Seizing upon the upcoming 35th anniversary of the Presidential Records Act as a reason to revisit the question of how best to treat judges’ papers, my article argues that judges’ working papers should be treated as governmental property — just as presidential papers are. Although there are important differences between the roles of President and judge, I don’t believe that any of the differences suggest that judicial papers should be treated as a species of private property. Rather, it is my view that the unique position of federal judges, including the judiciary’s independence, should be taken into account when crafting rules that speak to reasonable access to and disposition of judicial papers — not when answering the threshold question of ownership. Ultimately, my claim is that Congress should declare judicial papers public property and should empower the judiciary to promulgate rules implementing the shift to public ownership. These would include, for example, rules governing the timing of public release of judicial papers.
Q. Fascinating. How did you come up with the idea for the paper?
A. When I was working on a book I recently co-authored with Rich Seamon, Joe Thai and Andy Siegel called The Supreme Court Sourcebook, I drafted a chapter that contained a section on “The Court and the Public Eye.” In drafting this section for our book, I realized that much of what we know about the Court and how it operates behind the scenes has been culled from the papers of retired justices. And I was fascinated to learn that—unlike Presidential papers, which are regulated by the Presidential Records Act—there is no federal law regulating the release of federal judges’ papers. So I decided to write a law review article on the topic.

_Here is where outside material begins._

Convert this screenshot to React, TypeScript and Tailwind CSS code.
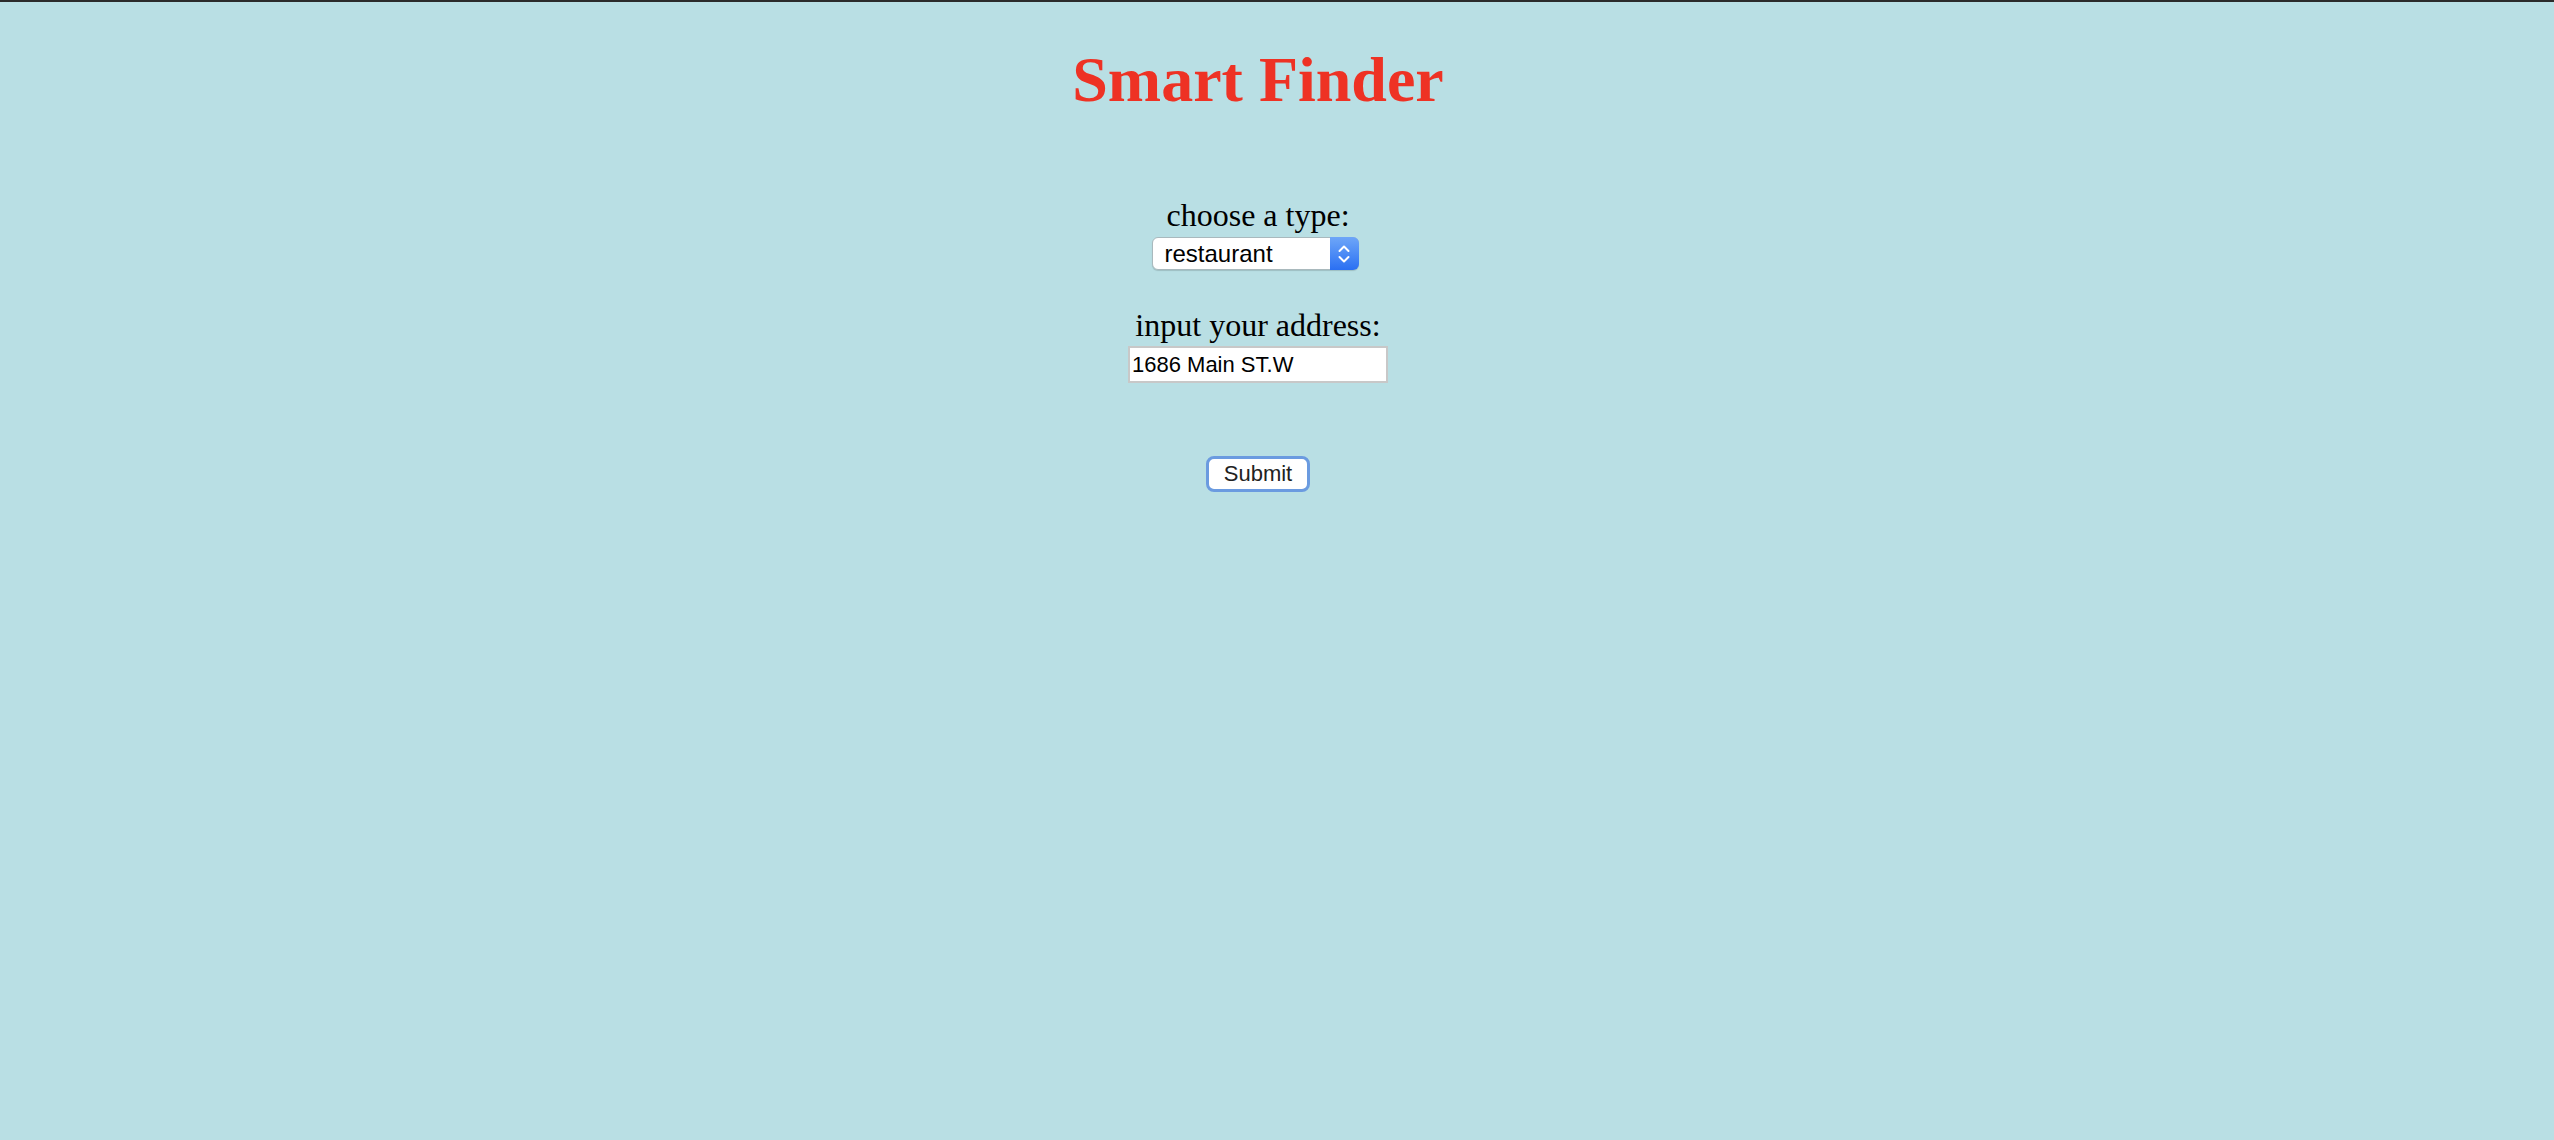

Q. What were you and your co-authors seeking to accomplish in your new book The Supreme Court Sourcebook?
A. We wanted to create a book that would contain a diverse compilation of sources on the Court and that would render our book a true educational “sourcebook” to serve the growing interest in the inner workings of the Court. To try to achieve this goal, we selected, edited and explained numerous sources in our book, including: academic literature by scholars such as Lee Epstein, David O’Brien and Margaret Cordray; judicial opinions; practice pointers from leading Supreme Court experts; teachable examples of certiorari petitions, merits briefs and oral argument transcripts; and internal Court documents taken from retired justices’ papers, such as sample cert. pool memos and internal draft opinions. We hope that the end result is a book that exposes readers to a real mix of doctrinal, practice-oriented and theoretical materials about the Court. I’d love to hear thoughts and reactions from any of your blog’s readers who have taken a look at the book already.
Q. Full disclosure here: I was a student this past spring in Professor Watts’ Supreme Court decisionmaking class, and it was my favorite class of law school. I was not alone. Please explain the class and then give your view on why students enjoy this class so much?

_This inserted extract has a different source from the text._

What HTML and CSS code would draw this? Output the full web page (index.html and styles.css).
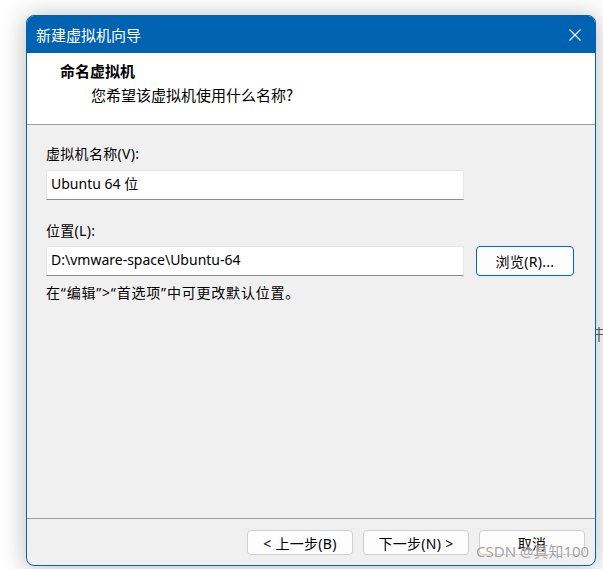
FILE: index.html
```
<!DOCTYPE html>
<html lang="zh-CN">
<head>
    <meta charset="UTF-8">
    <meta name="viewport" content="width=device-width, initial-scale=1.0">
    <title>新建虚拟机向导</title>
    <link rel="stylesheet" href="styles.css">
</head>
<body>
    <div class="window">
        <div class="titlebar">
            <span class="title">新建虚拟机向导</span>
            <svg class="close" width="12" height="12" viewBox="0 0 12 12">
                <path d="M0.5 0.5 L11.5 11.5 M11.5 0.5 L0.5 11.5" stroke="#fff" stroke-width="1.1" fill="none"/>
            </svg>
        </div>
        <div class="header">
            <div class="header-title">命名虚拟机</div>
            <div class="header-sub">您希望该虚拟机使用什么名称?</div>
        </div>
        <div class="content">
            <div class="label first">虚拟机名称(V):</div>
            <input class="field" type="text" value="Ubuntu 64 位">
            <div class="label">位置(L):</div>
            <div class="row">
                <input class="field" type="text" value="D:\vmware-space\Ubuntu-64">
                <button class="btn btn-default">浏览(R)...</button>
            </div>
            <div class="hint">在“编辑”&gt;“首选项”中可更改默认位置。</div>
        </div>
        <div class="footer">
            <button class="btn">&lt; 上一步(B)</button>
            <button class="btn">下一步(N) &gt;</button>
            <button class="btn">取消</button>
        </div>
    </div>

    <svg class="cursor" width="8" height="18" viewBox="0 0 8 18">
        <path d="M4 2 V17 M1 4.5 H8 M1 9.5 H8" stroke="#555" stroke-width="1.2" fill="none"/>
    </svg>
    <div class="watermark">CSDN @真知100</div>
</body>
</html>
```

FILE: styles.css
```
body {
    margin: 0;
    width: 603px;
    height: 569px;
    overflow: hidden;
    background: #fff;
    font-family: "Noto Sans", "Noto Sans CJK SC", sans-serif;
    font-size: 14px;
    color: #000;
    padding: 15px 0 0 26px;
    box-sizing: border-box;
}
.window {
    width: 570px;
    height: 551px;
    box-sizing: border-box;
    border: 1px solid #0063b1;
    border-radius: 8px;
    overflow: hidden;
    background: #f0f0f0;
    display: flex;
    flex-direction: column;
    box-shadow: 0 2px 24px 2px rgba(0, 0, 0, 0.24);
}
.titlebar {
    height: 37px;
    flex-shrink: 0;
    background: #0063b1;
    display: flex;
    align-items: center;
    justify-content: space-between;
    padding: 0 14px 0 9px;
}
.title {
    color: #fff;
    font-size: 15px;
    line-height: 20px;
    font-family: "Noto Sans CJK SC", sans-serif;
}
.close {
    display: block;
}
.header {
    height: 72px;
    flex-shrink: 0;
    box-sizing: border-box;
    background: #fff;
    border-bottom: 1px solid #a0a0a0;
    padding: 8px 0 0 33px;
    font-family: "Noto Sans CJK SC", sans-serif;
}
.header-title {
    font-size: 15px;
    font-weight: bold;
    line-height: 20px;
}
.header-sub {
    font-size: 15px;
    line-height: 20px;
    margin: 4px 0 0 31px;
}
.content {
    flex-grow: 1;
    padding: 0 19px;
}
.label {
    line-height: 20px;
    letter-spacing: 0.3px;
    margin: 21px 0 5px;
}
.label.first {
    margin: 19px 0 6px;
}
.field {
    display: block;
    width: 418px;
    height: 30px;
    box-sizing: border-box;
    margin: 0;
    padding: 0 4px 4px;
    border: 1px solid #e6e6e6;
    border-bottom-color: #8a8a8a;
    border-radius: 2px 2px 0 0;
    background: #fff;
    font: inherit;
    color: #000;
    outline: none;
}
.row {
    display: flex;
    align-items: center;
    gap: 12px;
}
.btn {
    height: 25px;
    width: 106px;
    box-sizing: border-box;
    border: 1px solid #d0d0d0;
    border-radius: 4px;
    background: #fdfdfd;
    font: inherit;
    letter-spacing: 0.3px;
    color: #000;
    padding: 0;
}
.btn-default {
    width: 98px;
    height: 30px;
    border-color: #0067c0;
}
.hint {
    line-height: 20px;
    letter-spacing: 0.8px;
    margin-top: 7px;
}
.footer {
    height: 47px;
    flex-shrink: 0;
    box-sizing: border-box;
    border-top: 1px solid #a0a0a0;
    display: flex;
    justify-content: flex-end;
    gap: 10px;
    padding: 11px 10px 0 0;
}
.cursor {
    position: absolute;
    left: 595px;
    top: 325px;
}
.watermark {
    position: absolute;
    left: 476px;
    top: 541px;
    font-size: 15px;
    line-height: 20px;
    color: rgba(120, 120, 120, 0.7);
    text-shadow: 0 0 1px #fff;
}
```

A. In the class, students spend the first two to three weeks learning about the Court generally. Using The Supreme Court Sourcebook, we read and talk about materials covering the justices and the nomination and confirmation process, certiorari, merits briefing, oral argument, and opinion writing. Then the real fun begins when we dive into the heart of the class, which involves simulating various merits cases that are then pending on the Court’s docket. We tackle one new case per week. Each of these weeks, two to three students deliver oral argument in the assigned case and nine students sit as justices and simulate the process of oral argument and conference. Then students go off and draft majority, concurring and dissenting opinions in the case, writing the decisions as they believe their assigned justice would.
This year in the class, we simulated a variety of hot cases, such as Windsor and Perry involving same-sex marriage and Shelby County involving the Voting Rights Act. I think students love the class because it is a real mix of theory and skills-based learning, and they love having an excuse to keep up on all of the hot cases on the Court’s docket. Students also have lots of fun taking on the personas of their assigned justices throughout the class. Some students really get into role and have great fun becoming Justice Scalia or Justice Sotomayor or whatever Justice they have been assigned to role play all quarter. The one caveat is that I don’t allow Justice Thomas to remain silent during oral arguments in class. In my class, Justice Thomas does have to speak in oral arguments.

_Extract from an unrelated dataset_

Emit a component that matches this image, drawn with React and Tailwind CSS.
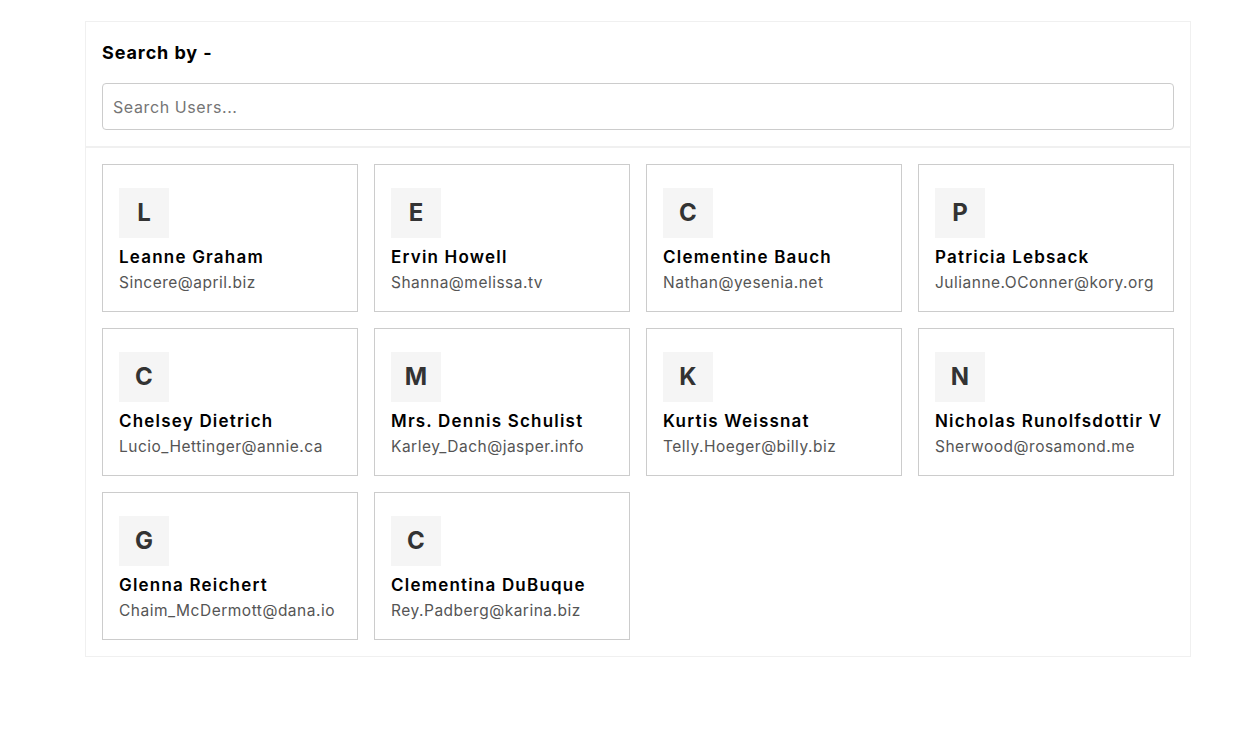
const users = [
  ["Leanne Graham", "Sincere@april.biz"],
  ["Ervin Howell", "Shanna@melissa.tv"],
  ["Clementine Bauch", "Nathan@yesenia.net"],
  ["Patricia Lebsack", "Julianne.OConner@kory.org"],
  ["Chelsey Dietrich", "Lucio_Hettinger@annie.ca"],
  ["Mrs. Dennis Schulist", "Karley_Dach@jasper.info"],
  ["Kurtis Weissnat", "Telly.Hoeger@billy.biz"],
  ["Nicholas Runolfsdottir V", "Sherwood@rosamond.me"],
  ["Glenna Reichert", "Chaim_McDermott@dana.io"],
  ["Clementina DuBuque", "Rey.Padberg@karina.biz"],
];

export default function App() {
  return (
    <div className="min-h-[743px] bg-white pt-[21px]" style={{ fontFamily: "Inter, 'Noto Sans', sans-serif" }}>
      <div className="ml-[85px] w-[1106px] border border-[#f0f0f0]">
        <div className="px-4 pt-[17px] pb-4 border-b-2 border-[#f0f0f0]">
          <h2 className="text-[18px] font-bold text-black leading-[28px] tracking-[0.9px]">Search by -</h2>
          <input
            className="mt-[16px] block w-full h-[47px] rounded-[4px] border border-[#cccccc] px-[10px] text-[16px] tracking-[0.6px] text-[#333] placeholder:text-[#757575] outline-none"
            placeholder="Search Users..."
          />
        </div>
        <div className="grid grid-cols-4 gap-4 p-4">
          {users.map(([name, email]) => (
            <div key={name} className="h-[148px] border border-[#cccccc] px-4 pt-[23px]">
              <div className="w-[50px] h-[50px] bg-[#f5f5f5] flex items-center justify-center text-[24px] font-bold text-[#333]">
                {name.startsWith("Mrs.") ? "M" : name[0]}
              </div>
              <div className="mt-[8px] text-[17px] font-semibold text-black leading-[22px] tracking-[1.2px] whitespace-nowrap">{name}</div>
              <div className="mt-[4px] text-[15.5px] text-[#555] leading-[22px] tracking-[0.5px] whitespace-nowrap">{email}</div>
            </div>
          ))}
        </div>
      </div>
    </div>
  );
}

Q. Speaking of legal education, everywhere you turn, there is an article about the demise of legal education, as we know it. Where do you see legal education headed?
A. This is the million dollar question in legal academia right now. I don’t think I have a good answer. But I wouldn’t be surprised if legal education in the future incorporates more technology and online learning, as well as greater integration of experiential and skills-based learning into core, bread-and-butter J.D. courses such as contracts, administrative law and civil procedure. I also would not be surprised if there is a greater effort to make legal education more affordable, such as by offering more opportunities for streamlined J.D. programs.
Q. Turning back to the Court, what big issues do you see the Court deciding to decide in the next few years?
A. I think perhaps the biggest issue of our time that will return to the Court again soon is same-sex marriage. The Court’s decisions in Perry and Windsor this past Term were wins in the fight for equality, but they did not resolve the issue on a broad level. So I would expect the issue to return to the Court again soon.
Q. And what are the chances that the Court’s composition will change during the rest of the Obama Administration? How about the Court’s composition looking forward to the next Administration?
A. It is impossible to predict when seats will open up on the Court since that will depend on when a Justice becomes ill, dies or chooses to retire. But if openings do occur in the near future (for example, if Justice Ginsburg chooses to retire during Obama’s administration), I think we will likely continue to see a continued focus on achieving greater diversity on the Court. President Obama, of course, diversified the Court by appointing two women—one of whom is the Court’s first Hispanic Justice. Whether or not that trend will continue with the next administration is hard to say since we do not yet know who will replace Obama.
Q. What’s next for you Professor Watts? Where is your scholarship headed, i.e., Administrative Law, the Supreme Court, something else?
A. I am working on a few different administrative law projects at the moment, so my scholarship on the Court is going to take the back burner this year.
Again, thank you for taking the time to discuss your latest work and the issues of the day.